> _DIRECTION_: Determine which lines contain the word "index", then copy those lines.

> _RECORDS FOR THE TASK_:
------------------------------------

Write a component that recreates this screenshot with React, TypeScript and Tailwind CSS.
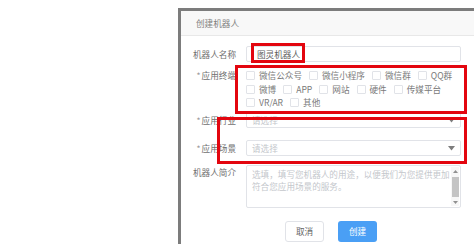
import React from 'react';

const terminals: string[][] = [
  ['微信公众号', '微信小程序', '微信群', 'QQ群'],
  ['微博', 'APP', '网站', '硬件', '传媒平台'],
  ['VR/AR', '其他'],
];

function Caret() {
  return (
    <svg width="7" height="5" viewBox="0 0 7 5" className="shrink-0">
      <path d="M0 0 L7 0 L3.5 4.5 Z" fill="#7d7d7d" />
    </svg>
  );
}

function Label({ text, required }: { text: string; required?: boolean }) {
  return (
    <div className="w-[55px] shrink-0 text-right text-[8.6px] leading-none text-[#707070] whitespace-nowrap">
      {required && <span className="text-[#999] mr-[1px] align-top">*</span>}
      {text}
    </div>
  );
}

function SelectBox() {
  return (
    <div className="w-[215px] h-[16px] flex items-center justify-between border border-[#e1e3e8] rounded-[2px] pl-[5px] pr-[5px] text-[8.6px] text-[#c4c7cc] bg-white">
      <span>请选择</span>
      <Caret />
    </div>
  );
}

export default function App() {
  return (
    <div className="relative w-[474px] h-[244px] overflow-hidden bg-white font-['Noto_Sans_CJK_SC',sans-serif]">
      <div className="ml-[178px] mt-[8px] h-[300px] border-l-[3px] border-t-[3px] border-[#7c7c7c] bg-white">
        {/* header */}
        <div className="h-[25px] flex items-center pl-[15px] bg-[#f8f8f8] border-b border-[#e8e8e8] text-[8.6px] text-[#808080]">
          创建机器人
        </div>

        {/* name */}
        <div className="mt-[10px] flex items-center">
          <Label text="机器人名称" />
          <div className="ml-[10px] w-[215px] h-[16px] flex items-center border border-[#e1e3e8] rounded-[2px] pl-[10px] text-[8.6px] text-[#606060]">
            图灵机器人
          </div>
        </div>

        {/* terminals */}
        <div className="mt-[7px] flex items-start">
          <div className="h-[13.5px] flex items-center">
            <Label text="应用终端" required />
          </div>
          <div className="ml-[10px] flex flex-col">
            {terminals.map((row, i) => (
              <div key={i} className="h-[13.5px] flex items-center gap-[7px]">
                {row.map(t => (
                  <label key={t} className="flex items-center gap-[4px] text-[8.6px] text-[#7a7a7a] leading-none">
                    <span className="w-[9px] h-[9px] border border-[#e1e3e8] rounded-[1px] bg-white" />
                    {t}
                  </label>
                ))}
              </div>
            ))}
          </div>
        </div>

        {/* industry */}
        <div className="mt-[2.5px] flex items-center">
          <Label text="应用行业" required />
          <div className="ml-[10px]"><SelectBox /></div>
        </div>

        {/* scene */}
        <div className="mt-[12px] flex items-center">
          <Label text="应用场景" required />
          <div className="ml-[10px]"><SelectBox /></div>
        </div>

        {/* intro */}
        <div className="mt-[9px] flex items-start">
          <div className="pt-[3px]">
            <Label text="机器人简介" />
          </div>
          <div className="ml-[10px] w-[215px] h-[43px] flex border border-[#e1e3e8] rounded-[2px] bg-white">
            <div className="flex-1 pl-[5px] pt-[3px] text-[8.6px] leading-[11.6px] text-[#c4c7cc]">
              选填，填写您机器人的用途，以便我们为您提供更加<br />符合您应用场景的服务。
            </div>
            <div className="w-[8px] mr-[1px] my-[1px] flex flex-col items-center bg-[#f7f7f7]">
              <div className="h-[8px] flex items-center">
                <svg width="5" height="3" viewBox="0 0 5 3"><path d="M0 3 L5 3 L2.5 0 Z" fill="#909090" /></svg>
              </div>
              <div className="mt-[2px] w-[7px] h-[20px] bg-[#c4c4c4]" />
              <div className="flex-1" />
              <div className="h-[8px] flex items-center">
                <svg width="5" height="3" viewBox="0 0 5 3"><path d="M0 0 L5 0 L2.5 3 Z" fill="#909090" /></svg>
              </div>
            </div>
          </div>
        </div>

        {/* buttons */}
        <div className="mt-[13px] ml-[104px] flex gap-[14px]">
          <button className="w-[39px] h-[21px] border border-[#e1e3e8] rounded-[3px] bg-white text-[8.6px] text-[#666]">
            取消
          </button>
          <button className="w-[39px] h-[21px] rounded-[3px] bg-[#4a9ff5] text-[8.6px] text-white">
            创建
          </button>
        </div>
      </div>

      {/* red annotation boxes */}
      <div className="absolute left-[251px] top-[43px] w-[54px] h-[20px] border-[3px] border-[#e3060f]" />
      <div className="absolute left-[235px] top-[65px] w-[232px] h-[49px] border-[3px] border-[#e3060f]" />
      <div className="absolute left-[217px] top-[117px] w-[250px] h-[47px] border-[3px] border-[#e3060f]" />
    </div>
  );
}
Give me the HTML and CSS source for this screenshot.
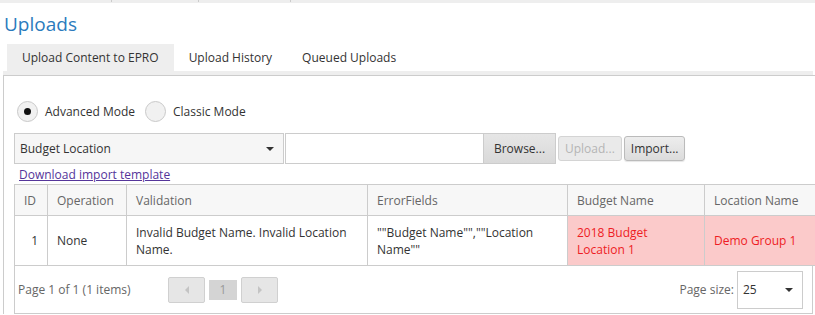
FILE: index.html
```html
<!DOCTYPE html>
<html>
    <head>
        <link rel="stylesheet" href="styles.css">
    </head>
    <body>
    <div class="topbar">
        <span class="topbar-cell" style="width: 111px;"></span>
        <span class="topbar-cell" style="width: 86px;"></span>
        <span class="topbar-cell" style="width: 91px;"></span>
    </div>
    <h1 class="page-title">Uploads</h1>
    <div class="tabs">
        <a class="tab tab-active" href="#">Upload Content to EPRO</a>
        <a class="tab" href="#">Upload History</a>
        <a class="tab" href="#">Queued Uploads</a>
    </div>
    <div class="panel">
        <div class="modes">
            <label class="mode"><span class="radio radio-on"></span>Advanced Mode</label>
            <label class="mode"><span class="radio"></span>Classic Mode</label>
        </div>
        <div class="toolbar">
            <div class="select select-type">
                <span>Budget Location</span>
                <span class="caret"></span>
            </div>
            <div class="file-box"></div>
            <button class="browse-btn">Browse...</button>
            <button class="btn" disabled>Upload...</button>
            <button class="btn">Import...</button>
        </div>
        <a class="template-link" href="#">Download import template</a>
        <div class="grid">
            <table class="grid-table">
                <colgroup>
                    <col style="width: 33px;">
                    <col style="width: 79px;">
                    <col style="width: 241px;">
                    <col style="width: 200px;">
                    <col style="width: 137px;">
                    <col style="width: 120px;">
                </colgroup>
                <thead>
                    <tr>
                        <th>ID</th>
                        <th>Operation</th>
                        <th>Validation</th>
                        <th>ErrorFields</th>
                        <th>Budget Name</th>
                        <th>Location Name</th>
                    </tr>
                </thead>
                <tbody>
                    <tr>
                        <td class="num">1</td>
                        <td>None</td>
                        <td>Invalid Budget Name. Invalid Location Name.</td>
                        <td>""Budget Name"",""Location Name""</td>
                        <td class="invalid">2018 Budget Location 1</td>
                        <td class="invalid">Demo Group 1</td>
                    </tr>
                </tbody>
            </table>
            <div class="pager">
                <span class="pager-info">Page 1 of 1 (1 items)</span>
                <div class="pager-nav">
                    <button class="pager-btn" disabled><span class="arrow-left"></span></button>
                    <span class="pager-page">1</span>
                    <button class="pager-btn" disabled><span class="arrow-right"></span></button>
                </div>
                <div class="pager-size">
                    <span>Page size:</span>
                    <div class="select select-size">
                        <span>25</span>
                        <span class="caret"></span>
                    </div>
                </div>
            </div>
        </div>
    </div>
    </body>
</html>
```

FILE: styles.css
```css
body {
    margin: 0;
    width: 815px;
    height: 315px;
    overflow: hidden;
    font-family: "Open Sans", "Noto Sans", sans-serif;
    font-size: 12px;
    color: #333;
    background: #fff;
}
.topbar {
    display: flex;
    height: 3px;
    background: #eee;
}
.topbar-cell {
    border-right: 1px solid #ccc;
    height: 2px;
}
.page-title {
    margin: 8px 0 0 4px;
    font-size: 19px;
    font-weight: normal;
    color: #2b7bbd;
    line-height: 26px;
}
.tabs {
    display: flex;
    margin: 7px 2px 0 3px;
    padding-left: 4px;
    border-bottom: 4px solid #eee;
}
.tab {
    display: block;
    padding: 0 15px;
    height: 27px;
    line-height: 27px;
    color: #333;
    text-decoration: none;
}
.tab-active {
    background: #eee;
}
.panel {
    margin-left: 3px;
    border-left: 1px solid #ccc;
    border-top: 1px solid #ccc;
    padding: 25px 0 0 10px;
    height: 213px;
}
.modes {
    display: flex;
    align-items: center;
    gap: 10px;
    padding-left: 3px;
}
.mode {
    display: flex;
    align-items: center;
    gap: 7px;
}
.radio {
    display: flex;
    align-items: center;
    justify-content: center;
    width: 19px;
    height: 19px;
    border: 1px solid #c9c9c9;
    border-radius: 50%;
    background: #f1f1f1;
}
.radio-on::after {
    content: "";
    width: 7px;
    height: 7px;
    border-radius: 50%;
    background: #111;
}
.toolbar {
    display: flex;
    align-items: center;
    margin-top: 11px;
}
.select {
    display: flex;
    align-items: center;
    justify-content: space-between;
    box-sizing: border-box;
    border: 1px solid #ccc;
    padding: 0 6px 0 5px;
}
.select-type {
    width: 270px;
    height: 31px;
    background: #f6f6f6;
}
.caret {
    width: 0;
    height: 0;
    border-left: 4px solid transparent;
    border-right: 4px solid transparent;
    border-top: 4px solid #333;
    margin-right: 3px;
}
.file-box {
    box-sizing: border-box;
    width: 198px;
    height: 31px;
    margin-left: 1px;
    border: 1px solid #ccc;
    border-right: none;
    background: #fff;
}
.browse-btn {
    box-sizing: border-box;
    width: 73px;
    height: 31px;
    border: 1px solid #ccc;
    background: linear-gradient(#e6e6e6, #d9d9d9);
    font: inherit;
    color: #333;
    padding: 0;
}
.btn {
    box-sizing: border-box;
    height: 25px;
    margin-left: 2px;
    padding: 0 6px;
    border: 1px solid #bbb;
    border-radius: 3px;
    background: linear-gradient(#ededed, #dcdcdc);
    font: inherit;
    color: #333;
    box-shadow: 0 1px 1px rgba(0, 0, 0, 0.1);
}
.btn:disabled {
    color: #b5b5b5;
    border-color: #d4d4d4;
    background: #eaeaea;
    box-shadow: none;
}
.template-link {
    display: inline-block;
    margin: 3px 0 0 5px;
    color: #55359a;
    line-height: 15px;
}
.grid {
    margin-top: 1px;
}
.grid-table {
    border-collapse: collapse;
    table-layout: fixed;
    width: 810px;
}
.grid-table th,
.grid-table td {
    border: 1px solid #ccc;
    text-align: left;
    padding: 0 9px;
    font-weight: normal;
    line-height: 17px;
}
.grid-table th {
    height: 30px;
    background: #f7f7f7;
    color: #666;
}
.grid-table td {
    height: 49px;
    color: #333;
}
.grid-table td.num {
    text-align: right;
}
.grid-table td.invalid {
    background: #fbcaca;
    color: #ee1c24;
}
.pager {
    display: flex;
    align-items: center;
    box-sizing: border-box;
    width: 799px;
    height: 48px;
    border: 1px solid #ccc;
    border-top: none;
    padding: 0 9px 0 3px;
    color: #666;
}
.pager-info {
    width: 150px;
}
.pager-nav {
    display: flex;
    align-items: center;
    gap: 4px;
}
.pager-btn {
    display: flex;
    align-items: center;
    justify-content: center;
    width: 37px;
    height: 26px;
    border: 1px solid #d0d0d0;
    border-radius: 2px;
    background: #e6e6e6;
    padding: 0;
}
.arrow-left,
.arrow-right {
    width: 0;
    height: 0;
    border-top: 4px solid transparent;
    border-bottom: 4px solid transparent;
}
.arrow-left {
    border-right: 4px solid #c4c4c4;
}
.arrow-right {
    border-left: 4px solid #c4c4c4;
}
.pager-page {
    width: 28px;
    height: 20px;
    line-height: 20px;
    text-align: center;
    background: #d4d4d4;
    color: #999;
}
.pager-size {
    display: flex;
    align-items: center;
    gap: 3px;
    margin-left: auto;
}
.select-size {
    width: 66px;
    height: 38px;
    color: #333;
    background: #fff;
}
```
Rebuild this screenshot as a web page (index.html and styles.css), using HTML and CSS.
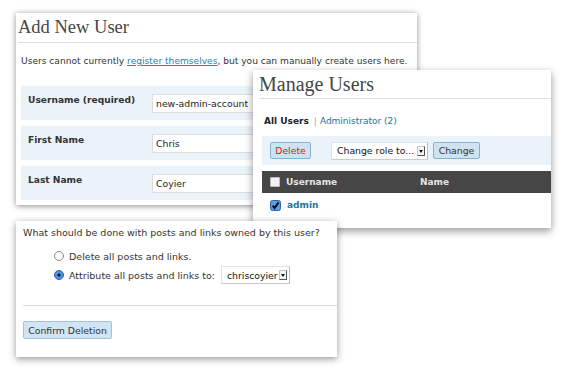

------------------------------------

> _COMPLETE ANSWER_:
FILE: index.html
Rebuild this screenshot as a web page (index.html and styles.css), using HTML and CSS.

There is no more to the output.